- **Do this**: Each line from the top of the listing through the one holding "headers ---------- */" should be restated word for word, with nothing added and no pictures.

-- Start --

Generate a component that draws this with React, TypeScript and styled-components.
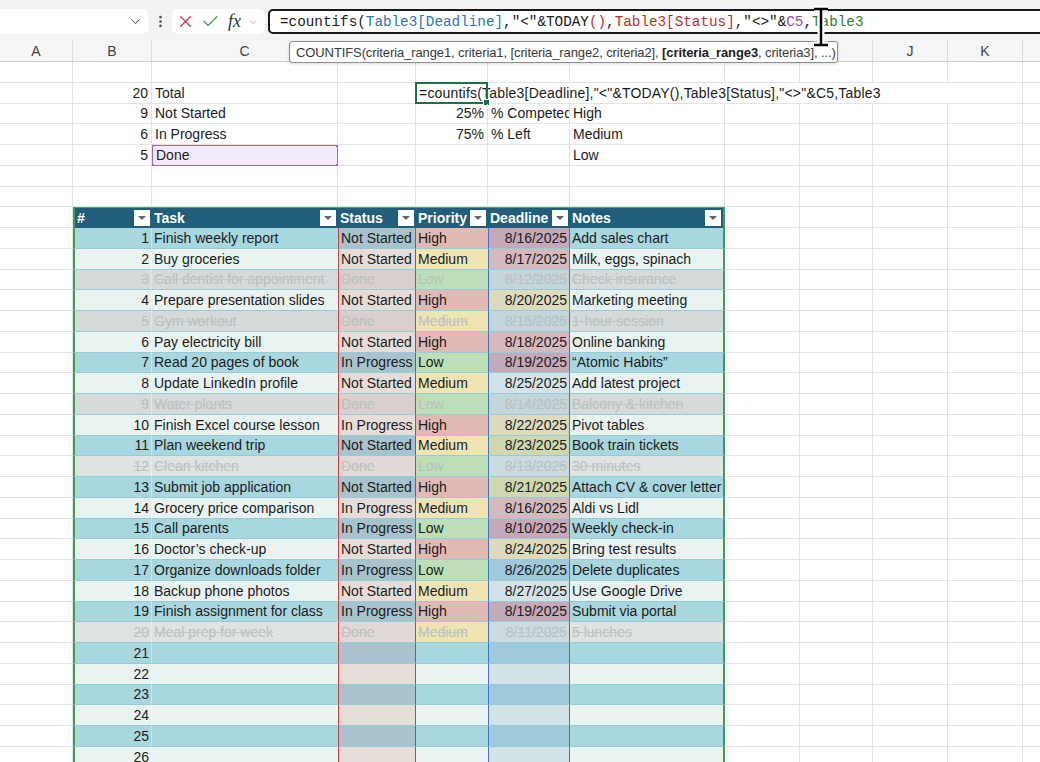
import React from 'react';
import styled, { createGlobalStyle } from 'styled-components';
import { ChevronDown, EllipsisVertical, X, Check } from 'lucide-react';

const COLS = '73px 79px 186px 78px 72px 82px 155px 75px 73px 75px 75px 75px';
const ROW_H = 20.75;

const GlobalStyle = createGlobalStyle`
  html, body {
    margin: 0;
    padding: 0;
    background: #fff;
    overflow: hidden;
  }
  body {
    font-family: 'Liberation Sans', Arial, sans-serif;
    color: #1b1b1b;
  }
`;

const Page = styled.div`
  width: 1040px;
  height: 762px;
  overflow: hidden;
  position: relative;
  background: #fff;
`;

/* ---------- formula bar ---------- */

const Toolbar = styled.div`
  height: 40px;
  box-sizing: border-box;
  padding-top: 3px;
  background: #f3f3f3;
  display: flex;
  align-items: center;
`;

const NameBox = styled.div`
  width: 156px;
  flex-shrink: 0;
  margin-left: -8px;
  height: 25px;
  box-sizing: border-box;
  padding-right: 5px;
  background: #fff;
  border-radius: 6px;
  display: flex;
  align-items: center;
  justify-content: flex-end;
  color: #444;
`;

const Dots = styled.div`
  width: 24px;
  flex-shrink: 0;
  display: flex;
  justify-content: center;
  color: #555;
`;

const FxBox = styled.div`
  width: 93px;
  flex-shrink: 0;
  height: 25px;
  box-sizing: border-box;
  background: #fff;
  border-radius: 6px;
  display: flex;
  align-items: center;
  gap: 6px;
  padding-left: 4px;
`;

const FxLabel = styled.span`
  font-family: 'Liberation Serif', 'Times New Roman', serif;
  font-style: italic;
  font-size: 18px;
  color: #333;
  margin-left: 2px;
`;

const FormulaInput = styled.div`
  flex: 1;
  margin-left: 3px;
  margin-right: -12px;
  height: 25px;
  box-sizing: border-box;
  border: 2px solid #1a1a1a;
  border-radius: 5px;
  background: #fff;
  padding-left: 10px;
  display: flex;
  align-items: center;
  font-family: 'Liberation Mono', 'Courier New', monospace;
  font-size: 14.3px;
  white-space: pre;
`;

const Tok = styled.span<{ $c?: string }>`
  color: ${(p) => p.$c || '#1b1b1b'};
`;

/* ---------- column headers ---------- */

const ColHeaderRow = styled.div`
  display: grid;
  grid-template-columns: ${COLS};
  height: 22px;
  background: #f6f6f6;
  border-bottom: 1px solid #d4d4d4;
  box-sizing: border-box;
`;

const ColLetter = styled.div`
  display: flex;
  align-items: center;
  justify-content: center;
  font-size: 14px;
  color: #444;
  border-right: 1px solid #dcdcdc;
`;

const Tooltip = styled.div`
  position: absolute;
  left: 289px;
  top: 41px;
  width: 549px;
  height: 22px;
  box-sizing: border-box;
  background: #fff;
  border: 1px solid #8f8f8f;
  border-radius: 3px;
  box-shadow: 0 1px 3px rgba(0, 0, 0, 0.15);
  padding-left: 6px;
  display: flex;
  align-items: center;
  font-size: 13px;
  letter-spacing: -0.1px;
  color: #3a3a3a;
  white-space: nowrap;
  overflow: hidden;
  z-index: 5;

  b {
    color: #222;
  }
`;

const Cursor = styled.svg`
  position: absolute;
  left: 810px;
  top: 5px;
  z-index: 6;
`;

/* ---------- sheet ---------- */

const Row = styled.div`
  display: grid;
  grid-template-columns: ${COLS};
  height: ${ROW_H}px;
`;

const Cell = styled.div<{ $right?: boolean; $span?: number }>`
  position: relative;
  box-sizing: border-box;
  height: 100%;
  grid-column: ${(p) => (p.$span ? `span ${p.$span}` : 'auto')};
  border-right: 1px solid #e3e3e3;
  border-bottom: 1px solid #e3e3e3;
  display: flex;
  align-items: center;
  justify-content: ${(p) => (p.$right ? 'flex-end' : 'flex-start')};
  padding: 0 3px;
  font-size: 14px;
  white-space: nowrap;
  overflow: ${(p) => (p.$span ? 'visible' : 'hidden')};
`;

const CellFormula = styled.span`
  letter-spacing: 0.2px;
`;

const ActiveBox = styled.div`
  position: absolute;
  left: -1px;
  top: -1px;
  width: 73px;
  height: 22px;
  box-sizing: border-box;
  border: 2px solid #1e7145;

  &::after {
    content: '';
    position: absolute;
    right: -4px;
    bottom: -4px;
    width: 5px;
    height: 5px;
    background: #1e7145;
    border: 1px solid #fff;
  }
`;

const RangeCell = styled(Cell)`
  background: #f3eafb;
  border: 1.5px solid #a366d6;
`;

const Corner = styled.span<{ $x: 'l' | 'r'; $y: 't' | 'b' }>`
  position: absolute;
  width: 4px;
  height: 4px;
  background: #a366d6;
  ${(p) => (p.$x === 'l' ? 'left: -3px;' : 'right: -3px;')}
  ${(p) => (p.$y === 't' ? 'top: -3px;' : 'bottom: -3px;')}
`;

const HeadCell = styled.div<{ $first?: boolean; $last?: boolean }>`
  box-sizing: border-box;
  height: 100%;
  background: #215e7c;
  color: #fff;
  font-weight: bold;
  font-size: 14px;
  display: flex;
  align-items: center;
  justify-content: space-between;
  padding: 0 2px 0 2px;
  border-top: 1px solid #4f9e6c;
  border-left: ${(p) => (p.$first ? '2px solid #3f9a5c' : 'none')};
  border-right: ${(p) => (p.$last ? '2px solid #3f9a5c' : 'none')};
`;

const FilterBtn = styled.span`
  width: 16px;
  height: 16px;
  background: #fff;
  display: flex;
  align-items: center;
  justify-content: center;

  &::before {
    content: '';
    border-left: 4px solid transparent;
    border-right: 4px solid transparent;
    border-top: 4px solid #666;
  }
`;

const TCell = styled.div<{
  $bg: string;
  $done?: boolean;
  $right?: boolean;
  $l?: string;
  $r?: string;
}>`
  box-sizing: border-box;
  height: 100%;
  background: ${(p) => p.$bg};
  color: ${(p) => (p.$done ? '#b8bfbe' : '#1b1b1b')};
  text-decoration: ${(p) => (p.$done ? 'line-through' : 'none')};
  text-decoration-color: #c2c8c7;
  border-bottom: 1px solid #98cbd9;
  border-left: ${(p) => p.$l || 'none'};
  border-right: ${(p) => p.$r || '1px solid rgba(255,255,255,0.35)'};
  display: flex;
  align-items: center;
  justify-content: ${(p) => (p.$right ? 'flex-end' : 'flex-start')};
  padding: 0 2px;
  font-size: 14px;
  white-space: nowrap;
  overflow: hidden;
`;

type Band = 'blue' | 'light';
type Priority = 'High' | 'Medium' | 'Low';
type Status = 'Not Started' | 'In Progress' | 'Done';

interface Task {
  task: string;
  status: Status;
  priority: Priority;
  deadline: string;
  notes: string;
}

const tasks: Task[] = [
  { task: 'Finish weekly report', status: 'Not Started', priority: 'High', deadline: '8/16/2025', notes: 'Add sales chart' },
  { task: 'Buy groceries', status: 'Not Started', priority: 'Medium', deadline: '8/17/2025', notes: 'Milk, eggs, spinach' },
  { task: 'Call dentist for appointment', status: 'Done', priority: 'Low', deadline: '8/12/2025', notes: 'Check insurance' },
  { task: 'Prepare presentation slides', status: 'Not Started', priority: 'High', deadline: '8/20/2025', notes: 'Marketing meeting' },
  { task: 'Gym workout', status: 'Done', priority: 'Medium', deadline: '8/15/2025', notes: '1-hour session' },
  { task: 'Pay electricity bill', status: 'Not Started', priority: 'High', deadline: '8/18/2025', notes: 'Online banking' },
  { task: 'Read 20 pages of book', status: 'In Progress', priority: 'Low', deadline: '8/19/2025', notes: '“Atomic Habits”' },
  { task: 'Update LinkedIn profile', status: 'Not Started', priority: 'Medium', deadline: '8/25/2025', notes: 'Add latest project' },
  { task: 'Water plants', status: 'Done', priority: 'Low', deadline: '8/14/2025', notes: 'Balcony & kitchen' },
  { task: 'Finish Excel course lesson', status: 'In Progress', priority: 'High', deadline: '8/22/2025', notes: 'Pivot tables' },
  { task: 'Plan weekend trip', status: 'Not Started', priority: 'Medium', deadline: '8/23/2025', notes: 'Book train tickets' },
  { task: 'Clean kitchen', status: 'Done', priority: 'Low', deadline: '8/13/2025', notes: '30 minutes' },
  { task: 'Submit job application', status: 'Not Started', priority: 'High', deadline: '8/21/2025', notes: 'Attach CV & cover letter' },
  { task: 'Grocery price comparison', status: 'In Progress', priority: 'Medium', deadline: '8/16/2025', notes: 'Aldi vs Lidl' },
  { task: 'Call parents', status: 'In Progress', priority: 'Low', deadline: '8/10/2025', notes: 'Weekly check-in' },
  { task: 'Doctor’s check-up', status: 'Not Started', priority: 'High', deadline: '8/24/2025', notes: 'Bring test results' },
  { task: 'Organize downloads folder', status: 'In Progress', priority: 'Low', deadline: '8/26/2025', notes: 'Delete duplicates' },
  { task: 'Backup phone photos', status: 'Not Started', priority: 'Medium', deadline: '8/27/2025', notes: 'Use Google Drive' },
  { task: 'Finish assignment for class', status: 'In Progress', priority: 'High', deadline: '8/19/2025', notes: 'Submit via portal' },
  { task: 'Meal prep for week', status: 'Done', priority: 'Medium', deadline: '8/11/2025', notes: '5 lunches' },
];

const BAND: Record<Band, string> = { blue: '#a9d7e0', light: '#e9f3f1' };
const DONE_BG: Record<Band, string> = { blue: '#d5dbda', light: '#dfe3e1' };
const STATUS_BG: Record<Band, string> = { blue: '#a8c3cd', light: '#e6ddd8' };
const STATUS_DONE: Record<Band, string> = { blue: '#d9d0ce', light: '#e1d9d7' };
const PRIORITY_BG: Record<Priority, string> = { High: '#e2bab4', Medium: '#efe5b2', Low: '#bcdfb7' };
const DEADLINE_BG: Record<string, Record<Band, string>> = {
  red: { blue: '#c5a9b8', light: '#d6b9bf' },
  yellow: { blue: '#cfd7ae', light: '#dcdbbd' },
  none: { blue: '#9ecadb', light: '#d2e2e7' },
  done: { blue: '#c4d5dc', light: '#ccdbe0' },
};

const RED = '1.5px solid #c9403a';
const BLUE = '1.5px solid #3f73c7';
const GREEN = '2px solid #3f9a5c';

const dueKind = (t: Task) => {
  if (t.status === 'Done') return 'done';
  const day = Number(t.deadline.split('/')[1]);
  if (day < 20) return 'red';
  if (day <= 24) return 'yellow';
  return 'none';
};

const blanks = (n: number) => Array.from({ length: n }, (_, i) => <Cell key={`b${i}`} />);

const TaskRow = ({ n }: { n: number }) => {
  const t = tasks[n - 1];
  const band: Band = n % 2 === 1 ? 'blue' : 'light';
  const done = t?.status === 'Done';
  const plain = done ? DONE_BG[band] : BAND[band];
  const status = done ? STATUS_DONE[band] : STATUS_BG[band];
  const prio = t ? PRIORITY_BG[t.priority] : BAND[band];
  const due = t ? DEADLINE_BG[dueKind(t)][band] : DEADLINE_BG.none[band];

  return (
    <Row>
      <Cell />
      <TCell $bg={plain} $done={done} $right $l={GREEN}>
        {n}
      </TCell>
      <TCell $bg={plain} $done={done} $r="none">
        {t?.task}
      </TCell>
      <TCell $bg={status} $done={done} $l={RED} $r={RED}>
        {t?.status}
      </TCell>
      <TCell $bg={prio} $done={done} $r="none">
        {t?.priority}
      </TCell>
      <TCell $bg={due} $done={done} $right $l={BLUE} $r={BLUE}>
        {t?.deadline}
      </TCell>
      <TCell $bg={plain} $done={done} $r={GREEN}>
        {t?.notes}
      </TCell>
      {blanks(5)}
    </Row>
  );
};

const headers = ['#', 'Task', 'Status', 'Priority', 'Deadline', 'Notes'];
// D..I sit under the function tooltip, L is off the right edge
const letters = ['A', 'B', 'C', '', '', '', '', '', '', 'J', 'K', ''];

const App = () => {
  return (
    <Page>
      <GlobalStyle />
      <Toolbar>
        <NameBox>
          <ChevronDown size={15} strokeWidth={1.6} />
        </NameBox>
        <Dots>
          <EllipsisVertical size={15} strokeWidth={2.4} />
        </Dots>
        <FxBox>
          <X size={19} strokeWidth={1.5} color="#d13438" />
          <Check size={19} strokeWidth={1.5} color="#3d9b4a" />
          <FxLabel>fx</FxLabel>
          <ChevronDown size={12} strokeWidth={1.4} color="#888" />
        </FxBox>
        <FormulaInput>
          <Tok>=countifs(</Tok>
          <Tok $c="#2f74c0">Table3[Deadline]</Tok>
          <Tok>,"&lt;"&amp;TODAY</Tok>
          <Tok $c="#b8322c">()</Tok>
          <Tok>,</Tok>
          <Tok $c="#b8322c">Table3[Status]</Tok>
          <Tok>,"&lt;&gt;"&amp;</Tok>
          <Tok $c="#8e4fbf">C5</Tok>
          <Tok>,</Tok>
          <Tok $c="#2e7d32">Table3</Tok>
        </FormulaInput>
      </Toolbar>

      <ColHeaderRow>
        {letters.map((l, i) => (
          <ColLetter key={i}>{l}</ColLetter>
        ))}
      </ColHeaderRow>

      <Tooltip>
        COUNTIFS(criteria_range1, criteria1, [criteria_range2, criteria2],&nbsp;<b>[criteria_range3</b>, criteria3], ...)
      </Tooltip>

      <Cursor width="22" height="44" viewBox="0 0 22 44">
        <path d="M4 4 H18 M11 4 V40 M4 40 H18" stroke="#fff" strokeWidth="7" fill="none" />
        <path d="M4 4 H18 M11 4 V40 M4 40 H18" stroke="#000" strokeWidth="2.5" fill="none" />
      </Cursor>

      <Row>{blanks(12)}</Row>
      <Row>
        <Cell />
        <Cell $right>20</Cell>
        <Cell>Total</Cell>
        <Cell />
        <Cell $span={7}>
          <CellFormula>=countifs(Table3[Deadline],"&lt;"&amp;TODAY(),Table3[Status],"&lt;&gt;"&amp;C5,Table3</CellFormula>
          <ActiveBox />
        </Cell>
        <Cell />
      </Row>
      <Row>
        <Cell />
        <Cell $right>9</Cell>
        <Cell>Not Started</Cell>
        <Cell />
        <Cell $right>25%</Cell>
        <Cell>% Competed</Cell>
        <Cell>High</Cell>
        {blanks(5)}
      </Row>
      <Row>
        <Cell />
        <Cell $right>6</Cell>
        <Cell>In Progress</Cell>
        <Cell />
        <Cell $right>75%</Cell>
        <Cell>% Left</Cell>
        <Cell>Medium</Cell>
        {blanks(5)}
      </Row>
      <Row>
        <Cell />
        <Cell $right>5</Cell>
        <RangeCell>
          Done
          <Corner $x="l" $y="t" />
          <Corner $x="r" $y="t" />
          <Corner $x="l" $y="b" />
          <Corner $x="r" $y="b" />
        </RangeCell>
        <Cell />
        <Cell />
        <Cell />
        <Cell>Low</Cell>
        {blanks(5)}
      </Row>
      <Row>{blanks(12)}</Row>
      <Row>{blanks(12)}</Row>

      <Row>
        <Cell />
        {headers.map((h, i) => (
          <HeadCell key={h} $first={i === 0} $last={i === headers.length - 1}>
            {h}
            <FilterBtn />
          </HeadCell>
        ))}
        {blanks(5)}
      </Row>
      {Array.from({ length: 26 }, (_, i) => (
        <TaskRow key={i} n={i + 1} />
      ))}
    </Page>
  );
};

export default App;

-- End --

- **Complete output**:
Generate a component that draws this with React, TypeScript and styled-components.
import React from 'react';
import styled, { createGlobalStyle } from 'styled-components';
import { ChevronDown, EllipsisVertical, X, Check } from 'lucide-react';

const COLS = '73px 79px 186px 78px 72px 82px 155px 75px 73px 75px 75px 75px';
const ROW_H = 20.75;

const GlobalStyle = createGlobalStyle`
  html, body {
    margin: 0;
    padding: 0;
    background: #fff;
    overflow: hidden;
  }
  body {
    font-family: 'Liberation Sans', Arial, sans-serif;
    color: #1b1b1b;
  }
`;

const Page = styled.div`
  width: 1040px;
  height: 762px;
  overflow: hidden;
  position: relative;
  background: #fff;
`;

/* ---------- formula bar ---------- */

const Toolbar = styled.div`
  height: 40px;
  box-sizing: border-box;
  padding-top: 3px;
  background: #f3f3f3;
  display: flex;
  align-items: center;
`;

const NameBox = styled.div`
  width: 156px;
  flex-shrink: 0;
  margin-left: -8px;
  height: 25px;
  box-sizing: border-box;
  padding-right: 5px;
  background: #fff;
  border-radius: 6px;
  display: flex;
  align-items: center;
  justify-content: flex-end;
  color: #444;
`;

const Dots = styled.div`
  width: 24px;
  flex-shrink: 0;
  display: flex;
  justify-content: center;
  color: #555;
`;

const FxBox = styled.div`
  width: 93px;
  flex-shrink: 0;
  height: 25px;
  box-sizing: border-box;
  background: #fff;
  border-radius: 6px;
  display: flex;
  align-items: center;
  gap: 6px;
  padding-left: 4px;
`;

const FxLabel = styled.span`
  font-family: 'Liberation Serif', 'Times New Roman', serif;
  font-style: italic;
  font-size: 18px;
  color: #333;
  margin-left: 2px;
`;

const FormulaInput = styled.div`
  flex: 1;
  margin-left: 3px;
  margin-right: -12px;
  height: 25px;
  box-sizing: border-box;
  border: 2px solid #1a1a1a;
  border-radius: 5px;
  background: #fff;
  padding-left: 10px;
  display: flex;
  align-items: center;
  font-family: 'Liberation Mono', 'Courier New', monospace;
  font-size: 14.3px;
  white-space: pre;
`;

const Tok = styled.span<{ $c?: string }>`
  color: ${(p) => p.$c || '#1b1b1b'};
`;

/* ---------- column headers ---------- */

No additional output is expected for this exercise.